Parametric Characterization of RC Bridges for Seismic Assessment Purposes

Abstract

In macro-scale roadway networks, bridges are the main point-site components and tend to be among the most vulnerable elements in case an earthquake occurs. Given this weakness, the proper assessment of the seismic vulnerability is of high importance to obtain reliable estimates of losses in the immediate aftermath of seismic events or to manage emergency situations. In this sense, the use of real data (e.g. geometrical and material parameters drawn from national bridge inventory databases), accounting for its variability, is preferable and increases the accuracy of estimated fragility or vulnerability functions of the bridge portfolio of a certain region. However, complete information for each single bridge is typically not available. One way to address this limitation is to use statistical tools to handle large-scale loss estimation studies and to gauge the parametric characterization of relevant structural behaviour properties.

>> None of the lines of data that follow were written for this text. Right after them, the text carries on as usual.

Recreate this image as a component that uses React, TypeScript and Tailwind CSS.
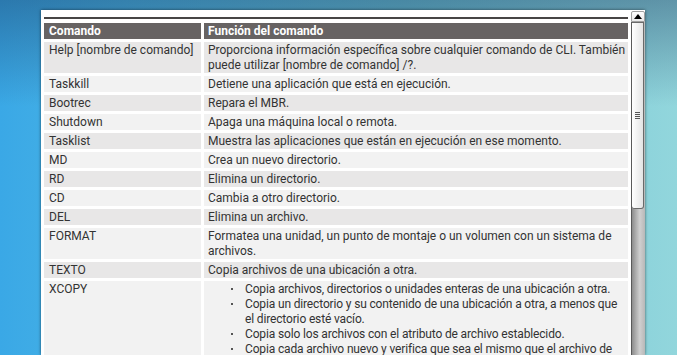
import React from 'react';

type Row = { cmd: string; desc?: string; bullets?: string[] };

const rows: Row[] = [
  { cmd: 'Help [nombre de comando]', desc: 'Proporciona información específica sobre cualquier comando de CLI. También puede utilizar [nombre de comando] /?.' },
  { cmd: 'Taskkill', desc: 'Detiene una aplicación que está en ejecución.' },
  { cmd: 'Bootrec', desc: 'Repara el MBR.' },
  { cmd: 'Shutdown', desc: 'Apaga una máquina local o remota.' },
  { cmd: 'Tasklist', desc: 'Muestra las aplicaciones que están en ejecución en ese momento.' },
  { cmd: 'MD', desc: 'Crea un nuevo directorio.' },
  { cmd: 'RD', desc: 'Elimina un directorio.' },
  { cmd: 'CD', desc: 'Cambia a otro directorio.' },
  { cmd: 'DEL', desc: 'Elimina un archivo.' },
  { cmd: 'FORMAT', desc: 'Formatea una unidad, un punto de montaje o un volumen con un sistema de archivos.' },
  { cmd: 'TEXTO', desc: 'Copia archivos de una ubicación a otra.' },
  {
    cmd: 'XCOPY',
    bullets: [
      'Copia archivos, directorios o unidades enteras de una ubicación a otra.',
      'Copia un directorio y su contenido de una ubicación a otra, a menos que el directorio esté vacío.',
      'Copia solo los archivos con el atributo de archivo establecido.',
      'Copia cada archivo nuevo y verifica que sea el mismo que el archivo de origen.',
    ],
  },
];

const ScrollBar: React.FC = () => (
  <div className="w-[14px] flex flex-col shrink-0">
    {/* botón de subir */}
    <div className="h-[11px] mt-[1px] border border-[#a0a0a0] rounded-t-[2px] bg-[linear-gradient(to_bottom,#ffffff,#e8e8e8)] flex items-center justify-center">
      <div className="w-0 h-0 border-l-[4px] border-r-[4px] border-b-[5px] border-l-transparent border-r-transparent border-b-black" />
    </div>
    <div className="flex-1 flex flex-col border-l border-[#5a5a5a] bg-[linear-gradient(to_right,#8d8d8d,#cfcfcf_60%,#b8b8b8)]">
      <div className="h-[187px] mr-[1px] rounded-b-[3px] border border-l-0 border-[#6a6a6a] bg-[linear-gradient(to_right,#ffffff,#e4e4e4)] flex items-center justify-center">
        <div className="flex flex-col gap-[1px] w-[5px]">
          <div className="h-[1px] bg-[#555]" />
          <div className="h-[1px] bg-[#555]" />
          <div className="h-[1px] bg-[#555]" />
          <div className="h-[1px] bg-[#555]" />
        </div>
      </div>
    </div>
  </div>
);

const App: React.FC = () => {
  return (
    <div className="w-[677px] h-[355px] overflow-hidden bg-[linear-gradient(to_bottom,rgba(20,50,90,0.4),rgba(20,50,90,0)_30%),linear-gradient(to_right,#3aa8e6,#4cb6e4_20%,#6cc2d4_60%,#92d6dc)] font-['Roboto','Liberation_Sans',Arial,sans-serif]">
      <div className="ml-[41px] mt-[10px] w-[604px] h-[345px] bg-white flex shadow-[0_0_3px_rgba(0,0,0,0.55)]">
        <div className="flex-1 pl-[3px] pr-[3px] pt-[7px] overflow-hidden">
          {/* línea superior */}
          <div className="h-[2px] bg-[#474545]" />

          <div className="mt-[4px] grid grid-cols-[157px_1fr] gap-[3px] text-[12px] leading-[15px] text-[#333]">
            <div className="bg-[#676363] text-white font-bold pl-[5px] py-[0.5px]">Comando</div>
            <div className="bg-[#676363] text-white font-bold pl-[4px] py-[0.5px]">Función del comando</div>

            {rows.map((row, i) => {
              const bg = i % 2 === 0 ? 'bg-[#e8e7e7]' : 'bg-[#f2f2f2]';
              return (
                <React.Fragment key={row.cmd}>
                  <div className={`${bg} pl-[5px] py-[0.5px]`}>{row.cmd}</div>
                  <div className={`${bg} pl-[4px] pr-[2px] py-[0.5px]`}>
                    {row.desc}
                    {row.bullets && (
                      <ul className="-mr-[2px] tracking-[-0.15px]">
                        {row.bullets.map((b) => (
                          <li key={b} className="flex">
                            <span className="w-[37px] shrink-0 flex items-center pl-[23px] h-[15px]">
                              <span className="w-[2px] h-[2px] bg-[#555]" />
                            </span>
                            <span>{b}</span>
                          </li>
                        ))}
                      </ul>
                    )}
                  </div>
                </React.Fragment>
              );
            })}
          </div>
        </div>
        <ScrollBar />
      </div>
    </div>
  );
};

export default App;
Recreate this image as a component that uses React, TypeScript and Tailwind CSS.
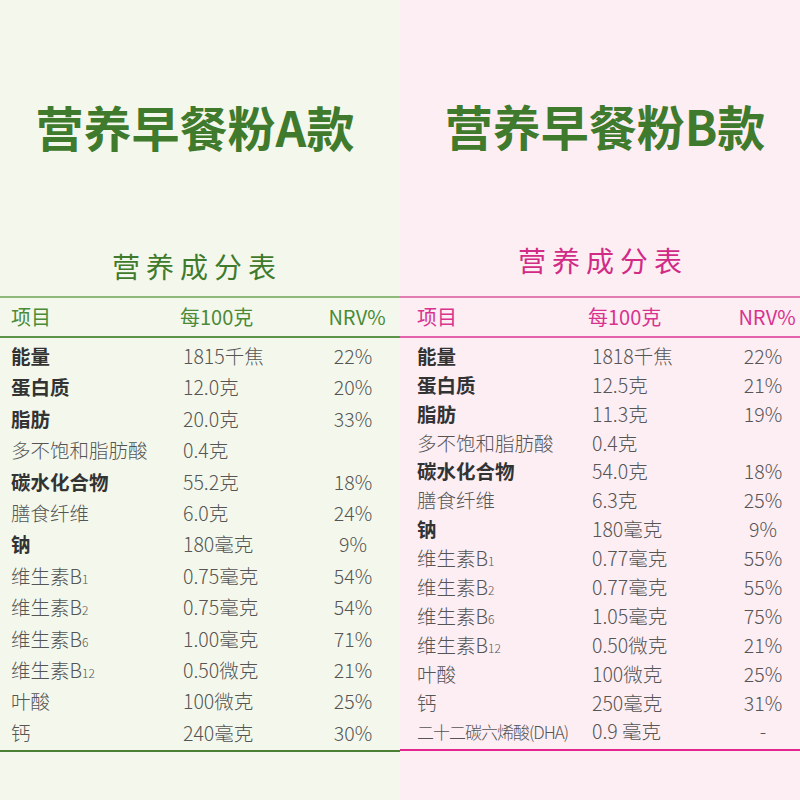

In view of these considerations, the present paper addresses the first step towards the development of supporting tools for improved large-scale seismic assessment of bridges by characterizing the geometrical and material properties of typical Italian reinforced concrete (RC) bridges. With this characterization, we generate a large bridge stock for a specific bridge typology using the Latin Hypercube sampling scheme. Such bridge stock is then assessed with a view to establish simplified relationships between the fundamental period of vibration and the geometrical configuration of the bridge. The developed formulae, defined as a function of two geometrical variables, can be used to quickly estimate the period of vibration and the seismic demand (and fragility) of the structure in expedite large-scale seismic assessment studies.